The Nagoya Protocol on Access to Genetic Resources and the Fair and Equitable Sharing of Benefits Arising from their Utilization came into effect in 2014 under the Convention on Biological Diversity. The Protocol creates greater legal certainty and transparency for both providers and users of genetic resources derived from plants and animals.

Polynesia
Credit: Carlo Iacovino, SPREP

“It provides a mechanism to ensure that benefits from the utilization of genetic resources are shared in a fair and equitable way, to support continued resource conservation and sustainable use,” says UN Environment ecosystems expert Stamatios Christopoulos.

Currently the Federated States of Micronesia, Fiji, the Marshall Islands, Samoa and Vanuatu are Pacific island parties to the Nagoya Protocol. The Protocol recognizes that indigenous knowledge and genetic resources should be protected, and communities and countries must be adequately compensated if those resources are used for commercial gain.

“Right now the procedures in place to monitor research on, and access to, genetic resources and traditional knowledge are inadequate and fragmented.”

UN Environment is implementing an “access and benefit-sharing” scheme in the region. The three-year project, funded by the Global Environment Facility and executed by the Secretariat of the Pacific Regional Environment Programme (SPREP), with full support from Pacific island governments, will try to “address the inequality of bargaining power to protect biodiversity for the health of ecosystems, and of the communities who depend on our environments," says Roger Cornforth, SPREP Deputy Director-General. A workshop kicked off the project in June 2017.

"UN Environment has begun supporting all Pacific countries to become party to the Nagoya Protocol.
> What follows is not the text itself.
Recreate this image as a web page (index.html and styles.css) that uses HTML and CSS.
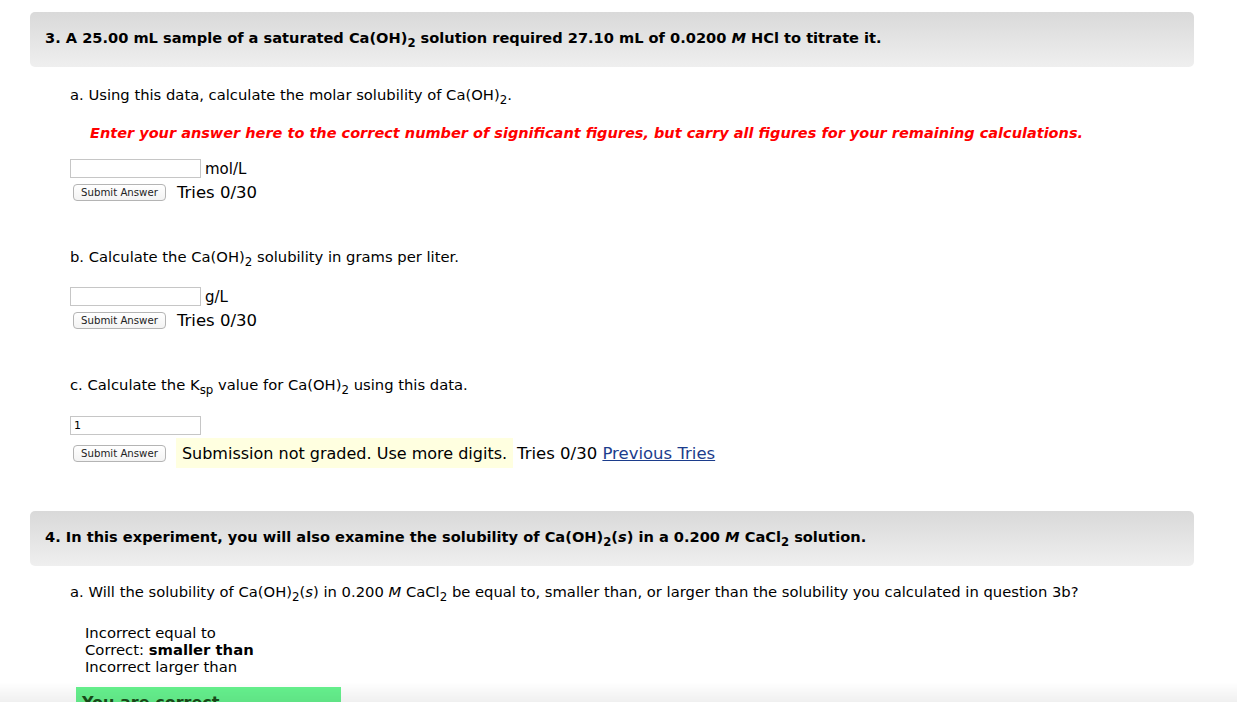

We are implementing and using the Nagoya Protocol to effectively meet their needs,” says Christopoulos.

Keeling
Photo by Jill Key_Killing

“However, right now the procedures in place to monitor research on, and access to, genetic resources and traditional knowledge are inadequate and fragmented," he notes.

“For example, most stakeholders and biodiversity officers in Vanuatu have very little idea of the Nagoya Protocol. The project is currently working with the authorities to develop a bio-prospecting clause for the Environmental Protection and Conservation Act, but also give advisory support to the review of the Traditional Knowledge Bill and National Reporting under the Convention of Biological Diversity,” says Christopoulos, who also helps facilitate the Pacific region’s access to Global Environment Facility funding.

Other partners supporting or participating in the $3.7 million project include the Access and Benefit-Sharing Initiative, the UN Development Programme, the UN University, and the University of New South Wales.